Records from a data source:
□ □ □ □

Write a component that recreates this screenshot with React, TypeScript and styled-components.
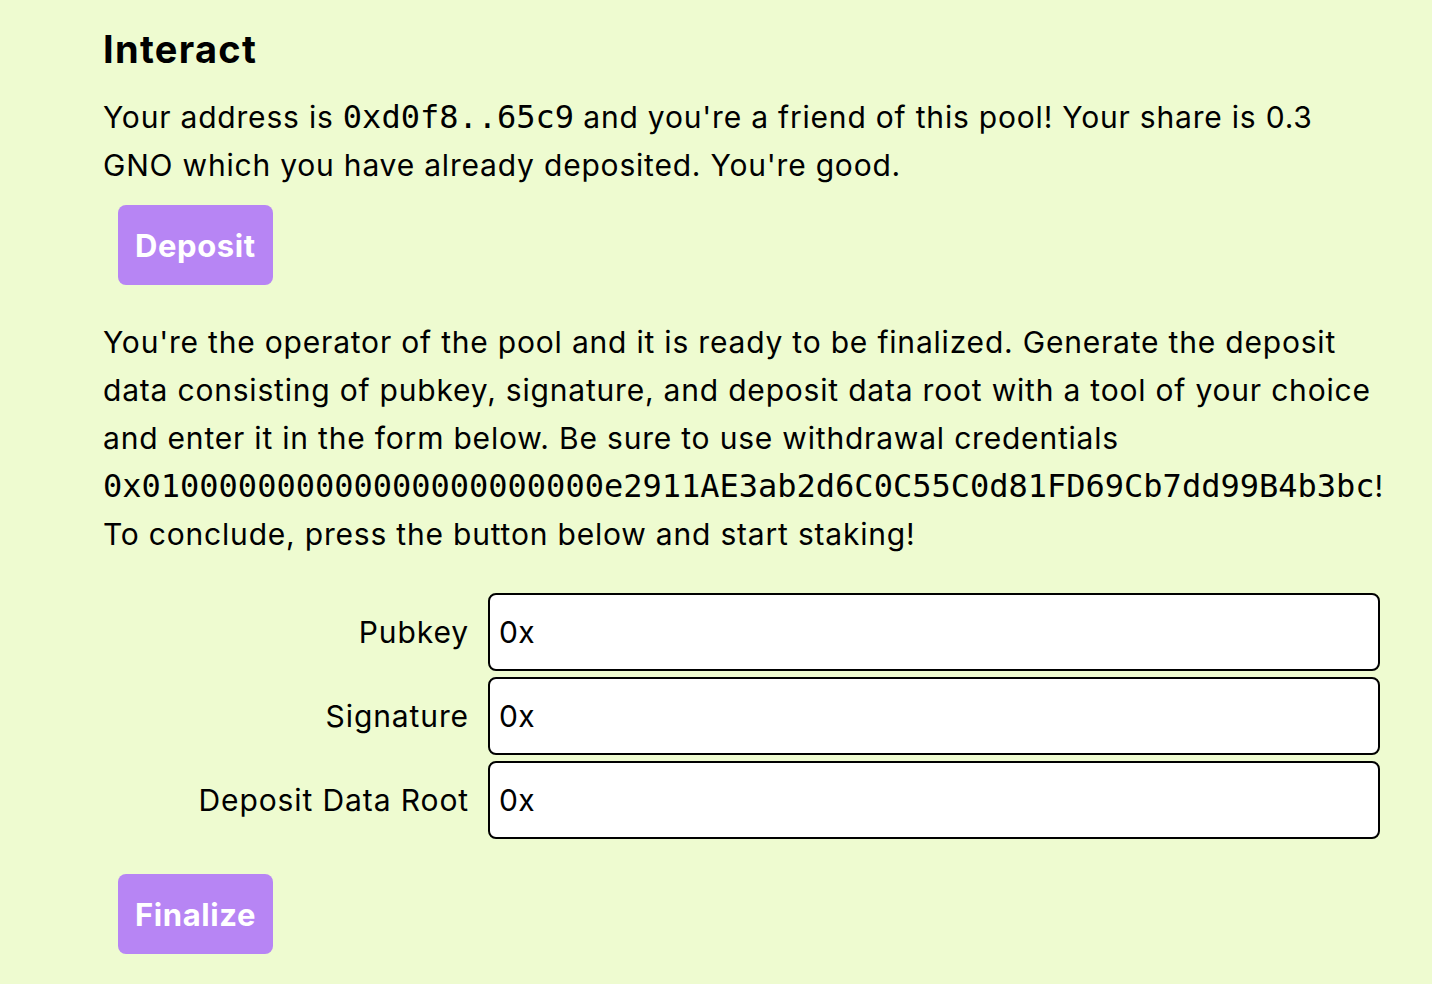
import React from "react";
import styled, { createGlobalStyle } from "styled-components";

const GlobalStyle = createGlobalStyle`
  html, body {
    margin: 0;
    padding: 0;
    background: #eefbd0;
  }
  body {
    font-family: Inter, "Noto Sans", "Liberation Sans", sans-serif;
    color: #000;
  }
`;

const Page = styled.main`
  min-height: 984px;
  background: #eefbd0;
  padding: 27px 0 0 103px;
  box-sizing: border-box;
`;

const Section = styled.section`
  width: 1280px;
`;

const Title = styled.h2`
  margin: 0 0 22px;
  font-size: 38px;
  line-height: 44px;
  font-weight: 700;
  letter-spacing: 1.3px;
`;

const Text = styled.p`
  margin: 0;
  font-size: 30px;
  line-height: 48px;
  letter-spacing: 0.8px;
`;

const Code = styled.code`
  font-family: "DejaVu Sans Mono", "Liberation Mono", monospace;
  font-size: 32px;
  letter-spacing: 0;
`;

const Button = styled.button<{ $top: number; $bottom: number }>`
  display: block;
  margin: ${(p) => p.$top}px 0 ${(p) => p.$bottom}px 15px;
  padding: 0 17px;
  height: 80px;
  border: none;
  border-radius: 8px;
  background: #b785f4;
  color: #fff;
  font-family: Inter, "Noto Sans", sans-serif;
  font-weight: 700;
  font-size: 31px;
  letter-spacing: 0.6px;
  cursor: pointer;
`;

const Form = styled.div`
  display: grid;
  grid-template-columns: 366px 1fr;
  column-gap: 19px;
  row-gap: 6px;
  margin-top: 35px;
  width: 1277px;
`;

const Label = styled.label`
  text-align: right;
  align-self: center;
  font-size: 30px;
  line-height: 48px;
  letter-spacing: 0.9px;
`;

const Input = styled.input`
  box-sizing: border-box;
  width: 100%;
  height: 78px;
  border: 2px solid #000;
  border-radius: 8px;
  background: #fff;
  padding: 0 9px;
  font-family: Inter, "Noto Sans", sans-serif;
  font-size: 30px;
  letter-spacing: 0.4px;
  color: #000;
  outline: none;
`;

const fields = ["Pubkey", "Signature", "Deposit Data Root"];
const credentials = "0x01" + "0".repeat(22) + "e2911AE3ab2d6C0C55C0d81FD69Cb7dd99B4b3bc";

export default function App() {
  return (
    <>
      <GlobalStyle />
      <Page>
        <Section>
          <Title>Interact</Title>
          <Text>
            Your address is <Code>0xd0f8..65c9</Code> and you're a friend of this pool! Your share is 0.3 GNO which you
            have already deposited. You're good.
          </Text>
          <Button $top={16} $bottom={33}>Deposit</Button>
          <Text>
            You're the operator of the pool and it is ready to be finalized. Generate the deposit data consisting of
            pubkey, signature, and deposit data root with a tool of your choice and enter it in the form below. Be sure
            to use withdrawal credentials <Code>{credentials}</Code>! To conclude, press the button below and start
            staking!
          </Text>
          <Form>
            {fields.map((f) => (
              <React.Fragment key={f}>
                <Label>{f}</Label>
                <Input defaultValue="0x" />
              </React.Fragment>
            ))}
          </Form>
          <Button $top={35} $bottom={0}>Finalize</Button>
        </Section>
      </Page>
    </>
  );
}
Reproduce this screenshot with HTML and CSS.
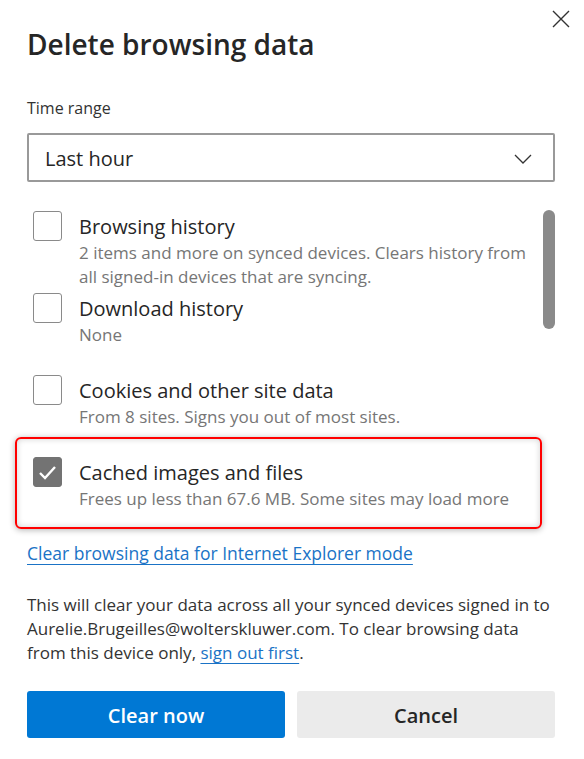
FILE: index.html
```html
<!DOCTYPE html>
<html lang="en">
<head>
    <meta charset="UTF-8">
    <meta name="viewport" content="width=device-width, initial-scale=1.0">
    <title>Delete browsing data</title>
    <link rel="stylesheet" href="styles.css">
</head>
<body>
    <div class="dialog">
        <div class="dialog-header">
            <h1>Delete browsing data</h1>
            <button class="close-button" aria-label="Close">
                <svg width="18" height="18" viewBox="0 0 18 18">
                    <path d="M1 1 L17 17 M17 1 L1 17" stroke="#333" stroke-width="1.4" fill="none"/>
                </svg>
            </button>
        </div>

        <label class="field-label" for="time-range">Time range</label>
        <div class="select-box" id="time-range">
            <span>Last hour</span>
            <svg width="18" height="10" viewBox="0 0 18 10">
                <path d="M1 1 L9 9 L17 1" stroke="#333" stroke-width="1.3" fill="none"/>
            </svg>
        </div>

        <div class="data-scroll">
            <div class="data-list">
                <div class="data-item">
                    <span class="checkbox"></span>
                    <div class="data-text">
                        <div class="data-title">Browsing history</div>
                        <div class="data-desc">2 items and more on synced devices. Clears history from all signed-in devices that are syncing.</div>
                    </div>
                </div>
                <div class="data-item">
                    <span class="checkbox"></span>
                    <div class="data-text">
                        <div class="data-title">Download history</div>
                        <div class="data-desc">None</div>
                    </div>
                </div>
                <div class="data-item">
                    <span class="checkbox"></span>
                    <div class="data-text">
                        <div class="data-title">Cookies and other site data</div>
                        <div class="data-desc">From 8 sites. Signs you out of most sites.</div>
                    </div>
                </div>
                <div class="data-item">
                    <span class="checkbox checked">
                        <svg width="19" height="15" viewBox="0 0 19 15">
                            <path d="M2 8 L7 13 L17 2" stroke="#fff" stroke-width="2.4" fill="none"/>
                        </svg>
                    </span>
                    <div class="data-text">
                        <div class="data-title">Cached images and files</div>
                        <div class="data-desc">Frees up less than 67.6 MB. Some sites may load more</div>
                    </div>
                </div>
                <div class="data-item">
                    <span class="checkbox"></span>
                    <div class="data-text">
                        <div class="data-title">Passwords</div>
                        <div class="data-desc">None</div>
                    </div>
                </div>
                <div class="data-item">
                    <span class="checkbox"></span>
                    <div class="data-text">
                        <div class="data-title">Autofill form data (includes forms and cards)</div>
                        <div class="data-desc">None</div>
                    </div>
                </div>
            </div>
            <!-- overlay scrollbar thumb -->
            <div class="scroll-thumb"></div>
        </div>

        <a class="ie-link" href="#">Clear browsing data for Internet Explorer mode</a>

        <p class="sync-notice">
            This will clear your data across all your synced devices signed in to
            Aurelie.Brugeilles@wolterskluwer.com. To clear browsing data
            from this device only, <a href="#">sign out first</a>.
        </p>

        <div class="actions">
            <button class="btn btn-primary">Clear now</button>
            <button class="btn btn-secondary">Cancel</button>
        </div>

        <!-- red annotation drawn over the cached images row -->
        <div class="annotation"></div>
    </div>
</body>
</html>
```

FILE: styles.css
```css
body {
    margin: 0;
    background-color: #fff;
    font-family: 'Segoe UI', 'Open Sans', sans-serif;
    color: #262626;
}

.dialog {
    position: relative;
    width: 528px;
    padding: 0 29px 0 27px;
}

.dialog-header {
    display: flex;
    justify-content: space-between;
    align-items: flex-start;
}

.dialog-header h1 {
    margin: 26px 0 0;
    font-size: 28px;
    line-height: 36px;
    font-weight: 600;
    color: #262626;
}

.close-button {
    margin: 10px -15px 0 0;
    padding: 0;
    border: none;
    background: none;
    width: 18px;
    height: 18px;
    cursor: pointer;
}

.close-button svg {
    display: block;
}

.field-label {
    display: block;
    margin-top: 35px;
    font-size: 16px;
    line-height: 22px;
    color: #333;
}

.select-box {
    margin-top: 14px;
    height: 43px;
    border: 2px solid #999;
    border-radius: 2px;
    display: flex;
    align-items: center;
    justify-content: space-between;
    padding: 2px 21px 0 16px;
    font-size: 20px;
    color: #262626;
}

.data-scroll {
    position: relative;
    margin-top: 18px;
}

.data-list {
    height: 332px;
    padding-top: 11px;
    box-sizing: border-box;
    overflow: hidden;
}

.scroll-thumb {
    position: absolute;
    top: 10px;
    right: 0;
    width: 12px;
    height: 119px;
    background-color: #8a8a8a;
    border-radius: 6px;
}

.data-item {
    display: flex;
    align-items: flex-start;
    gap: 17px;
    min-height: 82px;
    padding-left: 6px;
    padding-right: 14px;
}

.checkbox {
    flex: none;
    width: 27px;
    height: 28px;
    border: 1px solid #8a8a8a;
    border-radius: 3px;
    background: #fff;
    display: flex;
    align-items: center;
    justify-content: center;
}

.checkbox.checked {
    background-color: #737373;
    border-color: #737373;
}

.data-text {
    padding-top: 2px;
}

.data-title {
    font-size: 20px;
    line-height: 28px;
    color: #262626;
}

.data-desc {
    font-size: 17px;
    line-height: 24px;
    color: #767676;
}

.ie-link {
    display: inline-block;
    margin-top: 9px;
    font-size: 17.5px;
    line-height: 24px;
    color: #1a73c6;
    text-decoration: underline;
    text-underline-offset: 4px;
}

.sync-notice {
    margin: 28px 0 0;
    font-size: 17px;
    line-height: 24px;
    color: #333;
}

.sync-notice a {
    color: #1a73c6;
    text-underline-offset: 4px;
}

.actions {
    display: flex;
    gap: 12px;
    margin-top: 26px;
}

.btn {
    flex: 1;
    height: 47px;
    padding-top: 3px;
    border: none;
    border-radius: 3px;
    font-family: inherit;
    font-size: 20px;
    font-weight: 600;
    cursor: pointer;
}

.btn-primary {
    background-color: #0078d4;
    color: #fff;
}

.btn-secondary {
    background-color: #ebebeb;
    color: #262626;
}

.annotation {
    position: absolute;
    left: 15px;
    top: 437px;
    width: 523px;
    height: 88px;
    border: 2px solid #f00;
    border-radius: 6px;
    box-shadow: 0 1px 6px rgba(0, 0, 0, 0.3), inset 0 0 6px rgba(0, 0, 0, 0.18);
    pointer-events: none;
}
```
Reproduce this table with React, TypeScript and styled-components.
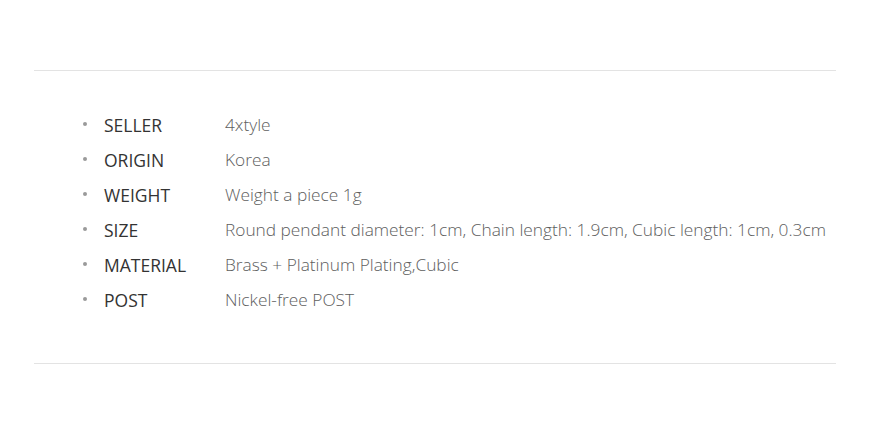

□ □ □ □

▸ Task brief
Look through the data and show every line containing "TypeScript".

▸ Exercise output
Write a component that recreates this screenshot with React, TypeScript and styled-components.
Reproduce this table with React, TypeScript and styled-components.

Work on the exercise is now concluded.